Néanmoins, malgré toutes les mesures prises pour passer ce cap de développement, la perte de marge sur les activités de réalisation de la révision coopérative et la baisse de la facturation au titre de l'Appui Coopératif n'ont pu être compensées par un produit d'exploitation courant.

C'est en fait la reprise de deux provisions exceptionnelles faites en 2016 sur les deux conventions avec la Région Auvergne Rhône-Alpes pour 142.375 € qui a permis à AGF SCOP Entreprises de ne pas afficher une perte de 136.141 €, mais un résultat de 6.234 €. Cette provision présentait cependant un caractère exceptionnel, lié à l'absence inhabituelle à fin avril 2017 de signatures desdites conventions lors de la clôture des comptes.

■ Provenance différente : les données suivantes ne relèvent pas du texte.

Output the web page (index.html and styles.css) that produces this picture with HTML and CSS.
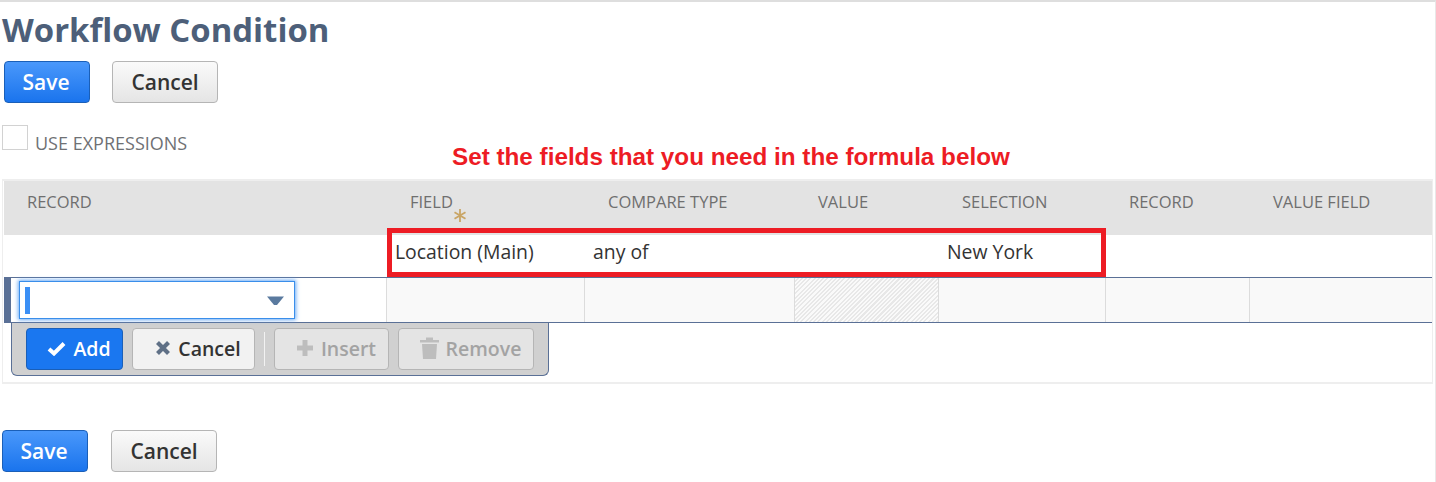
FILE: index.html
```html
<!DOCTYPE html>
<html lang="en">
<head>
    <meta charset="UTF-8">
    <meta name="viewport" content="width=device-width, initial-scale=1.0">
    <title>Workflow Condition</title>
    <link rel="stylesheet" href="styles.css">
</head>
<body>

    <main class="page">
        <h1 class="title">Workflow Condition</h1>

        <div class="actions actions-top">
            <button class="btn btn-primary">Save</button>
            <button class="btn btn-default">Cancel</button>
        </div>

        <div class="expr-row">
            <span class="checkbox"></span>
            <label class="expr-label">USE EXPRESSIONS</label>
        </div>

        <p class="note">Set the fields that you need in the formula below</p>

        <section class="sublist">
            <div class="grid grid-head">
                <div class="head-cell">RECORD</div>
                <div class="head-cell">FIELD
                    <svg class="required" width="14" height="15" viewBox="0 0 14 15">
                        <path d="M7 1v13M1.500 4.200l11 6.600M1.500 10.800l11-6.600" stroke="#c9a565" stroke-width="1.800" fill="none"/>
                    </svg>
                </div>
                <div class="head-cell">COMPARE TYPE</div>
                <div class="head-cell">VALUE</div>
                <div class="head-cell">SELECTION</div>
                <div class="head-cell">RECORD</div>
                <div class="head-cell">VALUE FIELD</div>
            </div>

            <div class="grid grid-row">
                <div class="cell"></div>
                <div class="cell">Location (Main)</div>
                <div class="cell">any of</div>
                <div class="cell"></div>
                <div class="cell">New York</div>
                <div class="cell"></div>
                <div class="cell"></div>
            </div>

            <div class="grid grid-edit">
                <div class="edit-cell edit-first">
                    <div class="select">
                        <span class="caret"></span>
                        <svg width="19" height="11" viewBox="0 0 19 11">
                            <path d="M1 1.500h17L11 10H8z" fill="#5a7a9f"/>
                        </svg>
                    </div>
                </div>
                <div class="edit-cell"></div>
                <div class="edit-cell"></div>
                <div class="edit-cell edit-hatched"></div>
                <div class="edit-cell"></div>
                <div class="edit-cell"></div>
                <div class="edit-cell"></div>
            </div>

            <div class="toolbar">
                <button class="tool tool-add">
                    <svg width="19" height="15" viewBox="0 0 19 15">
                        <path d="M2 8l5 4.500L17 2.500" stroke="#fff" stroke-width="4" fill="none"/>
                    </svg>
                    Add
                </button>
                <button class="tool tool-cancel">
                    <svg width="16" height="16" viewBox="0 0 16 16">
                        <path d="M2.500 2.500l11 11M13.500 2.500l-11 11" stroke="#5f7086" stroke-width="4.200" fill="none"/>
                    </svg>
                    Cancel
                </button>
                <span class="tool-sep"></span>
                <button class="tool tool-off tool-insert">
                    <svg width="18" height="18" viewBox="0 0 18 18">
                        <path d="M9 1v16M1 9h16" stroke="#bdbdbd" stroke-width="5" fill="none"/>
                    </svg>
                    Insert
                </button>
                <button class="tool tool-off tool-remove">
                    <svg width="19" height="22" viewBox="0 0 19 22">
                        <path d="M0 3h19v2.500H0zM6 0.500h7V3H6zM2 7h15l-1 15H3z" fill="#bdbdbd"/>
                    </svg>
                    Remove
                </button>
            </div>

            <div class="highlight"></div>
        </section>

        <div class="actions actions-bottom">
            <button class="btn btn-primary">Save</button>
            <button class="btn btn-default">Cancel</button>
        </div>
    </main>

</body>
</html>
```

FILE: styles.css
```css
* {
    box-sizing: border-box;
    margin: 0;
    padding: 0;
}

body {
    font-family: 'Open Sans', sans-serif;
    background-color: #ffffff;
    color: #333;
    overflow: hidden;
}

.page {
    height: 482px;
    border-top: 2px solid #dedede;
    border-right: 1px solid #e8e8e8;
}

.title {
    font-size: 32.900px;
    font-weight: 700;
    line-height: 42px;
    color: #4d5f79;
    margin: 7px 0 0 2px;
}

.actions {
    display: flex;
}

.actions-top {
    margin: 10px 0 0 4px;
    gap: 22px;
}

.actions-bottom {
    margin: 46px 0 0 2px;
    gap: 23px;
}

.btn {
    height: 42px;
    font-family: inherit;
    font-size: 21px;
    font-weight: 600;
    border-radius: 4px;
}

.btn-primary {
    width: 86px;
    padding-right: 2px;
    color: #fff;
    background: linear-gradient(#4a98fb, #1a74ed);
    border: 1px solid #1a5fb8;
}

.btn-default {
    width: 106px;
    color: #333;
    background: linear-gradient(#fafafa, #e5e5e5);
    border: 1px solid #b5b5b5;
}

.expr-row {
    display: flex;
    margin: 22px 0 0 2px;
    height: 32px;
}

.checkbox {
    width: 26px;
    height: 25px;
    border: 1px solid #d2d2d2;
    background-color: #fff;
}

.expr-label {
    margin: 6px 0 0 7px;
    font-size: 18px;
    line-height: 24px;
    color: #6f7174;
}

.note {
    font-family: 'Liberation Sans', sans-serif;
    font-size: 24.250px;
    font-weight: 700;
    line-height: 26px;
    color: #ed1c24;
    margin: -13px 0 0 452px;
    height: 26px;
}

.sublist {
    position: relative;
    width: 1431px;
    height: 205px;
    margin: 9px 0 0 2px;
    border: 1px solid #eeeeee;
    border-width: 2px 1px;
    padding-left: 1px;
}

.grid {
    display: grid;
    grid-template-columns: 383px 198px 210px 144px 167px 144px 181px;
}

.grid-head {
    height: 54px;
    background-color: #e3e3e3;
}

.head-cell {
    position: relative;
    padding: 10px 0 0 23px;
    font-size: 16.500px;
    line-height: 22px;
    color: #6f6f6f;
}

.required {
    position: absolute;
    left: 66px;
    top: 27px;
}

.grid-row {
    height: 42px;
}

.cell {
    padding-left: 8px;
    font-size: 19.400px;
    line-height: 33px;
    color: #333;
}

.grid-edit {
    height: 46px;
    border-top: 1px solid #5a7096;
    border-bottom: 1px solid #5a7096;
    background-color: #f9f9f9;
}

.edit-cell {
    border-right: 1px solid #dcdcdc;
}

.edit-cell:last-child {
    border-right: none;
}

.edit-first {
    padding: 3px 0 0 15px;
    background: linear-gradient(90deg, #5a7096 7px, #fff 7px);
    background-color: #fff;
}

.edit-hatched {
    background: repeating-linear-gradient(135deg, #fafafa 0 1.500px, #e8e8e8 1.500px 3px);
}

.select {
    display: flex;
    align-items: center;
    justify-content: space-between;
    width: 276px;
    height: 38px;
    padding: 0 9px 0 5px;
    background-color: #fff;
    border: 1.500px solid #3a8eea;
    box-shadow: 0 0 4px 1px #6aaaf5;
}

.caret {
    width: 5px;
    height: 27px;
    background-color: #3b8ff5;
}

.toolbar {
    display: flex;
    align-items: flex-start;
    width: 538px;
    height: 53px;
    margin-left: 7px;
    padding: 5px 0 0 14px;
    background-color: #d0d0d0;
    border: 1px solid #5a7096;
    border-top: none;
    border-radius: 0 0 6px 6px;
}

.tool {
    display: flex;
    align-items: center;
    justify-content: center;
    gap: 7px;
    height: 42px;
    padding: 0 0 2px 9px;
    font-family: inherit;
    font-size: 19.500px;
    font-weight: 600;
    border-radius: 4px;
    border: 1px solid #b5b5b5;
}

.tool-add {
    width: 97px;
    margin-right: 9px;
    color: #fff;
    background-color: #1a77f0;
    border-color: #1a5fb8;
}

.tool-cancel {
    width: 123px;
    color: #333;
    background-color: #f2f2f2;
}

.tool-sep {
    width: 1px;
    height: 34px;
    margin: 4px 9px 0;
    background-color: #f2f2f2;
}

.tool-off {
    color: #a3a3a3;
    background-color: #e4e4e4;
}

.tool-insert {
    width: 115px;
    margin-right: 9px;
}

.tool-remove {
    width: 136px;
}

/* red box from the annotation, lies over the table */
.highlight {
    position: absolute;
    left: 384px;
    top: 47px;
    width: 719px;
    height: 49px;
    border: 5px solid #ed1c24;
}
```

L'exercice 2018 n'étant pas terminé, une situation à fin juin 2018 a été auditée par notre expert-comptable, laquelle a fait apparaitre une perte de 41.742 €.

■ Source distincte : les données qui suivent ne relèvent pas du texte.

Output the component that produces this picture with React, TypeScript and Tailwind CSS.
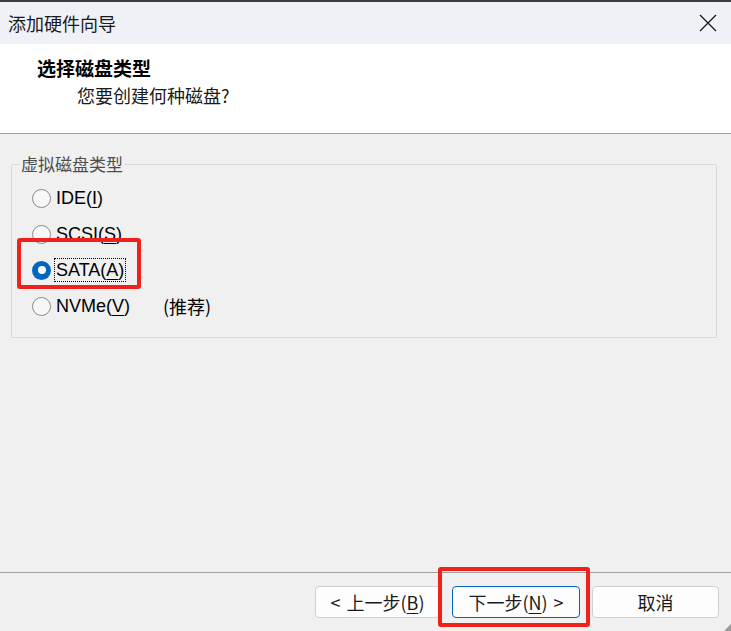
import React from 'react';

const cjk = { fontFamily: '"Noto Sans CJK SC", "Noto Sans", sans-serif' };
const latin = { fontFamily: '"Liberation Sans", "Noto Sans CJK SC", sans-serif' };

function Radio({ checked }: { checked?: boolean }) {
  if (checked) {
    return (
      <span className="flex h-[19px] w-[19px] items-center justify-center rounded-full bg-[#0067c0]">
        <span className="h-[8px] w-[8px] rounded-full bg-white" />
      </span>
    );
  }
  return <span className="h-[19px] w-[19px] rounded-full border border-[#8a8a8a] bg-[#f7f7f7]" />;
}

function Option({
  pre,
  key_,
  checked,
  extra,
}: {
  pre: string;
  key_: string;
  checked?: boolean;
  extra?: string;
}) {
  return (
    <div className="flex h-[36px] items-center">
      <Radio checked={checked} />
      <span
        className={`ml-[4px] flex items-center text-[18px] leading-[22px] text-black ${
          checked ? 'outline outline-1 outline-dotted outline-black px-[1px]' : 'px-[1px]'
        }`}
        style={latin}
      >
        {pre}(<span className="underline underline-offset-[3px]">{key_}</span>)
      </span>
      {extra && (
        <span className="ml-[32px] text-[18px] text-black" style={cjk}>
          {extra}
        </span>
      )}
    </div>
  );
}

export default function App() {
  return (
    <div className="relative flex h-[631px] w-[731px] flex-col overflow-hidden bg-[#f0f0f0]">
      <div className="h-[2px] bg-[#3b3b3b]" />
      {/* title bar */}
      <div className="flex h-[42px] items-center justify-between bg-[#eff1f7] pl-[8px] pr-[14px]">
        <span className="text-[18px] text-[#1a1a1a]" style={cjk}>
          添加硬件向导
        </span>
        <svg width="18" height="18" viewBox="0 0 18 18">
          <path d="M1 1 L17 17 M17 1 L1 17" stroke="#1a1a1a" strokeWidth="1.3" />
        </svg>
      </div>

      {/* header */}
      <div className="h-[90px] border-b border-[#a0a0a0] bg-white pl-[37px] pt-[11px]">
        <div className="text-[19px] font-bold leading-[25px] text-black" style={cjk}>
          选择磁盘类型
        </div>
        <div className="ml-[40px] mt-[3px] text-[18px] leading-[24px] text-[#1a1a1a]" style={cjk}>
          您要创建何种磁盘?
        </div>
      </div>

      {/* body */}
      <div className="flex-1 pl-[11px] pr-[14px] pt-[20px]">
        <fieldset className="h-[184px] rounded-[1px] border border-[#d9d9d9] pt-[6px]">
          <legend className="ml-[8px] px-[1px] text-[17px] leading-[20px] text-[#4d4d4d]" style={cjk}>
            虚拟磁盘类型
          </legend>
          <div className="flex flex-col pl-[20px]">
            <Option pre="IDE" key_="I" />
            <Option pre="SCSI" key_="S" />
            <Option pre="SATA" key_="A" checked />
            <Option pre="NVMe" key_="V" extra="(推荐)" />
          </div>
        </fieldset>
      </div>

      {/* footer */}
      <div className="flex h-[59px] items-start justify-end gap-[12px] border-t border-[#a0a0a0] pr-[12px] pt-[13px]">
        <button
          className="flex h-[32px] w-[125px] items-center justify-center rounded-[4px] border border-[#d0d0d0] bg-[#fdfdfd] text-[18px] text-[#1a1a1a]"
          style={cjk}
        >
          <span className="mr-[6px]">&lt;</span>上一步(<span className="underline underline-offset-[3px]">B</span>)
        </button>
        <button
          className="flex h-[32px] w-[128px] items-center justify-center rounded-[4px] border border-[#0067c0] bg-[#fdfdfd] text-[18px] text-[#1a1a1a]"
          style={cjk}
        >
          下一步(<span className="underline underline-offset-[3px]">N</span>)<span className="ml-[6px]">&gt;</span>
        </button>
        <button
          className="flex h-[32px] w-[127px] items-center justify-center rounded-[4px] border border-[#d0d0d0] bg-[#fdfdfd] text-[18px] text-[#1a1a1a]"
          style={cjk}
        >
          取消
        </button>
      </div>

      {/* annotation boxes */}
      <div className="pointer-events-none absolute left-[17px] top-[238px] h-[51px] w-[124px] rounded-[3px] border-[4px] border-[#f0201a]" />
      <div className="pointer-events-none absolute left-[438px] top-[567px] h-[60px] w-[152px] rounded-[3px] border-[4px] border-[#f0201a]" />

      {/* resize grip */}
      <svg className="absolute bottom-0 right-0" width="7" height="7" viewBox="0 0 7 7">
        <path d="M7 0 L7 7 L0 7 Z" fill="#9a9a9a" />
      </svg>
    </div>
  );
}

Par ailleurs, nous avons repris les prévisions budgétaires 2018 à partir des chiffres de cette situation. Le prévisionnel ainsi élaboré a confirmé que l'exercice 2018 devrait être en perte en fin d'exercice de l'ordre 118.133 €.

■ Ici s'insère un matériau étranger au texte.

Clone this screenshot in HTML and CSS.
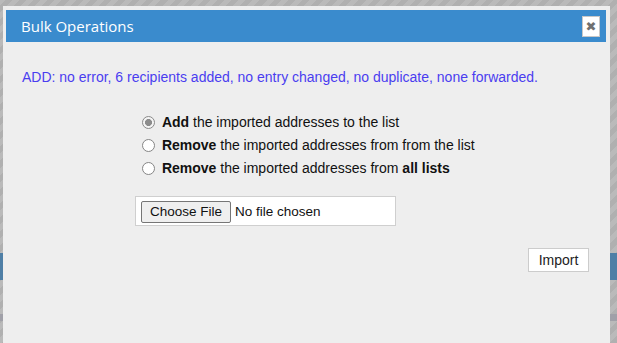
FILE: index.html
```html
<!DOCTYPE html>
<html>
<head>
<meta charset="utf-8">
<link rel="stylesheet" href="styles.css">
</head>
<body>
<div class="backdrop">
  <div class="bg-bar"></div>
  <div class="bg-band"></div>
</div>
<div class="dialog">
  <div class="titlebar">
    <span class="title">Bulk Operations</span>
    <button class="close" type="button">&#10006;</button>
  </div>
  <div class="content">
    <p class="message">ADD: no error, 6 recipients added, no entry changed, no duplicate, none forwarded.</p>
    <div class="options">
      <label class="opt"><input type="radio" name="op" checked> <b>Add</b> the imported addresses to the list</label>
      <label class="opt"><input type="radio" name="op"> <b>Remove</b> the imported addresses from from the list</label>
      <label class="opt"><input type="radio" name="op"> <b>Remove</b> the imported addresses from <b>all lists</b></label>
    </div>
    <div class="filebox">
      <span class="filebtn">Choose File</span>
      <span class="filename">No file chosen</span>
    </div>
    <div class="actions">
      <button class="import" type="button">Import</button>
    </div>
  </div>
</div>
</body>
</html>
```
FILE: styles.css
```css
html, body {
  margin: 0;
  padding: 0;
  width: 617px;
  height: 343px;
  overflow: hidden;
}
body {
  position: relative;
  font-family: "Liberation Sans", Arial, sans-serif;
  background: #b4b4b4;
}
.backdrop {
  position: absolute;
  inset: 0;
  background: repeating-linear-gradient(-45deg, #b0b0b0 0px, #b0b0b0 5px, #bababa 5px, #bababa 10px);
}
.bg-bar {
  position: absolute;
  left: 0;
  right: 0;
  top: 253px;
  height: 27px;
  background: #4f7fa6;
}
.bg-band {
  position: absolute;
  left: 0;
  right: 0;
  top: 314px;
  height: 7px;
  background: #a0a0a8;
}
.dialog {
  position: absolute;
  left: 3px;
  top: 6px;
  width: 600px;
  height: 333px;
  padding: 4px 4px 0 3px;
  background: #eeeeee;
  overflow: hidden;
}
.titlebar {
  height: 32px;
  background: #3a8bcd;
  display: flex;
  align-items: center;
  justify-content: space-between;
  padding: 0 6px 0 15px;
}
.title {
  color: #ffffff;
  font-family: "Open Sans", "Liberation Sans", sans-serif;
  font-size: 15px;
  padding-bottom: 1px;
}
.close {
  width: 18px;
  height: 21px;
  padding: 0;
  margin-top: 1px;
  background: #ffffff;
  border: 1px solid #c8c8c8;
  color: #707070;
  font-size: 13px;
  line-height: 19px;
  text-align: center;
  font-family: "DejaVu Sans", sans-serif;
}
.content {
  padding: 0 0 0 16px;
}
.message {
  margin: 27px 0 0 0;
  color: #4a3df0;
  font-size: 14px;
  line-height: 16px;
}
.options {
  margin: 29px 0 0 115px;
  display: flex;
  flex-direction: column;
  gap: 7px;
}
.opt {
  font-size: 14px;
  line-height: 16px;
  color: #111111;
  display: block;
}
.opt input {
  appearance: none;
  -webkit-appearance: none;
  box-sizing: border-box;
  margin: 0 3px 0 5px;
  width: 13px;
  height: 13px;
  vertical-align: -2px;
  border: 1px solid #858585;
  border-radius: 50%;
  background: #ffffff;
}
.opt input:checked {
  border-color: #8a8a8a;
  background: radial-gradient(circle, #8c8c8c 0, #8c8c8c 3.2px, #f4f4f4 3.8px);
}
.filebox {
  margin: 20px 0 0 113px;
  width: 254px;
  height: 28px;
  background: #ffffff;
  border: 1px solid #cfcfcf;
  display: flex;
  align-items: center;
  padding: 0 0 0 5px;
}
.filebtn {
  box-sizing: border-box;
  width: 90px;
  height: 22px;
  margin-top: 1px;
  background: #efefef;
  border: 1px solid #767676;
  border-radius: 2px;
  font-size: 13.5px;
  line-height: 20px;
  text-align: center;
  color: #111;
}
.filename {
  margin-left: 4px;
  font-size: 13.5px;
  color: #111;
}
.actions {
  display: flex;
  justify-content: flex-end;
  margin: 22px 17px 0 0;
}
.import {
  width: 61px;
  height: 24px;
  background: #ffffff;
  border: 1px solid #cccccc;
  font-family: "Liberation Sans", Arial, sans-serif;
  font-size: 14px;
  color: #222222;
  padding: 0;
}
```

Les projections sur 2019 conduisent à un accroissement des pertes d'exploitation si aucune mesure de réduction de charges n'est entreprise.

De plus, le recours aux financements "FSE et Région" a augmenté très sensiblement notre besoin de trésorerie couvert par un compte courant de l'Union Régionale des SCOP Auvergne Rhône Alpes.

Force est de constater que les difficultés économiques rencontrées sont loin d'être passagères et nécessitent d'adapter l'effectif de l'Association à ses besoins d'une part, et à sa capacité contributive d'autre part.

Le Conseil d'administration, lors de sa séance du 15 octobre 2018, a validé le plan de redressement présenté, qui conduit malheureusement, compte tenu du niveau d'activité actuel de l'Association et ses contraintes organisationnelles liées à sa taille, à la suppression de deux postes, dont votre poste de Directeur d'Agence.

Les Délégués du personnel régulièrement consultés le 5 novembre 2018 ont émis un avis

favorable à ce projet.

Dans la mesure où vous relevez d'une catégorie professionnelle dont tous les postes sont supprimés, il n'y a pas lieu de faire application des critères d'ordre pour vous départager avec un autre salarié.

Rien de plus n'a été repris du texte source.